Here, n has type Number. Note that this paves the way for constants as types (eg. x :: 42)!

The second change is that data and enum no longer return types! Instead, they return “forms” that expand to a value or type depending on where they are used. I already use the form pattern throughout the Wipple compiler, so this is an easy change to make. To the user, this means that data and enum effectively return “constructor” values that can be used in type position or value position.

Integer : data ...

x : Integer 42 -- as a value
f : n :: Integer -> n -- as a type

The third change is that for now accepts a where clause that checks for the existence of traits:

show :: for A where (Show A) -> A -> Text

This is much better than the previous Show :: A -> _ syntax, and puts Wipple more in line with Haskell!

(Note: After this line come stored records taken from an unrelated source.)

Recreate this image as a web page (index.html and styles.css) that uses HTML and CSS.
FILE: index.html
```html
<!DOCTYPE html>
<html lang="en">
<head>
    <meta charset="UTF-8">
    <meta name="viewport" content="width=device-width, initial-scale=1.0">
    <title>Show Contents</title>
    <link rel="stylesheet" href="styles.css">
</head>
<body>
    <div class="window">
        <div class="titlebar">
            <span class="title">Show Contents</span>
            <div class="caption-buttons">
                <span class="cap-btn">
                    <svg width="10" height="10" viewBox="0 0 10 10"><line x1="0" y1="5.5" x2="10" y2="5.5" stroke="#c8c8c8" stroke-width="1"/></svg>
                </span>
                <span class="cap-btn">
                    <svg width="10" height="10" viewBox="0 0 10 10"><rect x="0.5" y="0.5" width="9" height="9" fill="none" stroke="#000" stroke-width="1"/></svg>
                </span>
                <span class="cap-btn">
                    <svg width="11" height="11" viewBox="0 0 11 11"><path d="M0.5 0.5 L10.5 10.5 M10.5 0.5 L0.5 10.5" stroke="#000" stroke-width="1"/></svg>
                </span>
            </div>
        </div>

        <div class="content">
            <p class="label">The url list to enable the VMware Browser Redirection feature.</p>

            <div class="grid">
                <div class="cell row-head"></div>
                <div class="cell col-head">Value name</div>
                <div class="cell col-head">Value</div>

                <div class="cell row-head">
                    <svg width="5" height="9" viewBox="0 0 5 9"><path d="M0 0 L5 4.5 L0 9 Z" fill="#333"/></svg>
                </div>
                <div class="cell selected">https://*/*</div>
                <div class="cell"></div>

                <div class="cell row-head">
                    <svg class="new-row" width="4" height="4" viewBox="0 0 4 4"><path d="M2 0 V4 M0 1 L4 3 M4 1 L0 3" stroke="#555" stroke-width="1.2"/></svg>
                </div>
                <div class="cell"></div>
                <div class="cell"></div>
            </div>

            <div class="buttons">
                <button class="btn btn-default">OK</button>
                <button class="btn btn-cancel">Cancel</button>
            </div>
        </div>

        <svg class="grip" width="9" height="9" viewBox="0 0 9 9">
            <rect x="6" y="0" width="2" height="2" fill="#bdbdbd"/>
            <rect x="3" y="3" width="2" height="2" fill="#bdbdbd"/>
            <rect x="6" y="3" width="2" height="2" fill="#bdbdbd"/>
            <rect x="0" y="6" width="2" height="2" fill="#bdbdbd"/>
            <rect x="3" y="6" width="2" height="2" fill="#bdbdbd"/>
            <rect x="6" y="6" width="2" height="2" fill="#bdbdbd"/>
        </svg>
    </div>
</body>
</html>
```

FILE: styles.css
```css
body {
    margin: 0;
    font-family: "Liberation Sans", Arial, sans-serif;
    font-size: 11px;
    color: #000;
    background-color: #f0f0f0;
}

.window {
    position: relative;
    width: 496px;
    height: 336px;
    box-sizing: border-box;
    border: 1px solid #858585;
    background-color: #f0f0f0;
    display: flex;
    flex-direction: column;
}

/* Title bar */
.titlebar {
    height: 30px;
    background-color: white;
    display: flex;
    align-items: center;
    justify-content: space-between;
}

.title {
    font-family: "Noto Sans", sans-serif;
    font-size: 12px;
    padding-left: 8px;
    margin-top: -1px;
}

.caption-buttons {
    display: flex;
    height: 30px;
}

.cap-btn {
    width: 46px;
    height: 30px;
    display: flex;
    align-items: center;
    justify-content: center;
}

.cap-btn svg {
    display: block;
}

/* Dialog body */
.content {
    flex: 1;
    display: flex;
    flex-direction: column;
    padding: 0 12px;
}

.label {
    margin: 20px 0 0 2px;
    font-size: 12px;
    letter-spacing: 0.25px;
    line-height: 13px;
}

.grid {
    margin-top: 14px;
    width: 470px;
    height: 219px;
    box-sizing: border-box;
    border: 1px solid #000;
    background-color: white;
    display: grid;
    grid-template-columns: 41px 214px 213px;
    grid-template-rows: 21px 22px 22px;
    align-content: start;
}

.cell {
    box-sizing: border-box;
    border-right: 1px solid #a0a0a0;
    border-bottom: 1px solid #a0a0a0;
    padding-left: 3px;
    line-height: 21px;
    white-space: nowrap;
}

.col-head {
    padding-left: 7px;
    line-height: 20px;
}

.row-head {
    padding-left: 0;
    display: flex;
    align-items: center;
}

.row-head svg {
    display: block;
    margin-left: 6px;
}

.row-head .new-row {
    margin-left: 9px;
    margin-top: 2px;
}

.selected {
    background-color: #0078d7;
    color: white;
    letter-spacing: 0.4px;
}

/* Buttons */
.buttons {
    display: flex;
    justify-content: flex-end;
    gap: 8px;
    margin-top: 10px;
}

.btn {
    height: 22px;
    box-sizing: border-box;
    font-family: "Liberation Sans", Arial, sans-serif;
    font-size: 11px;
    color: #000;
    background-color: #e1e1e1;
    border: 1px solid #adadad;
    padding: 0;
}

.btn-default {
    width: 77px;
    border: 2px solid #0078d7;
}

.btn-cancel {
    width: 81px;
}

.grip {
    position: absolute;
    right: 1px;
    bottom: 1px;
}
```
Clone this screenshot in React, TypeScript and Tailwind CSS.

In addition, pattern syntax has been extended to support datatypes and traits:

Single : data Number

Fields : data {
foo :: Number
bar :: Text
}

Trait : for A -> trait A -> A


Single n : Single 42

Fields { foo bar } : Fields {
foo : 42
bar : "hello"
}

Trait Number : n -> n

Notice that datatypes take their variables, while traits take their type parameters.

The final change is that for may only be applied once per expression (ie. it may not be nested), and that type parameters in traits must be filled explicitly as done above. This makes it easier to typecheck things, and shouldn’t really even be noticeable.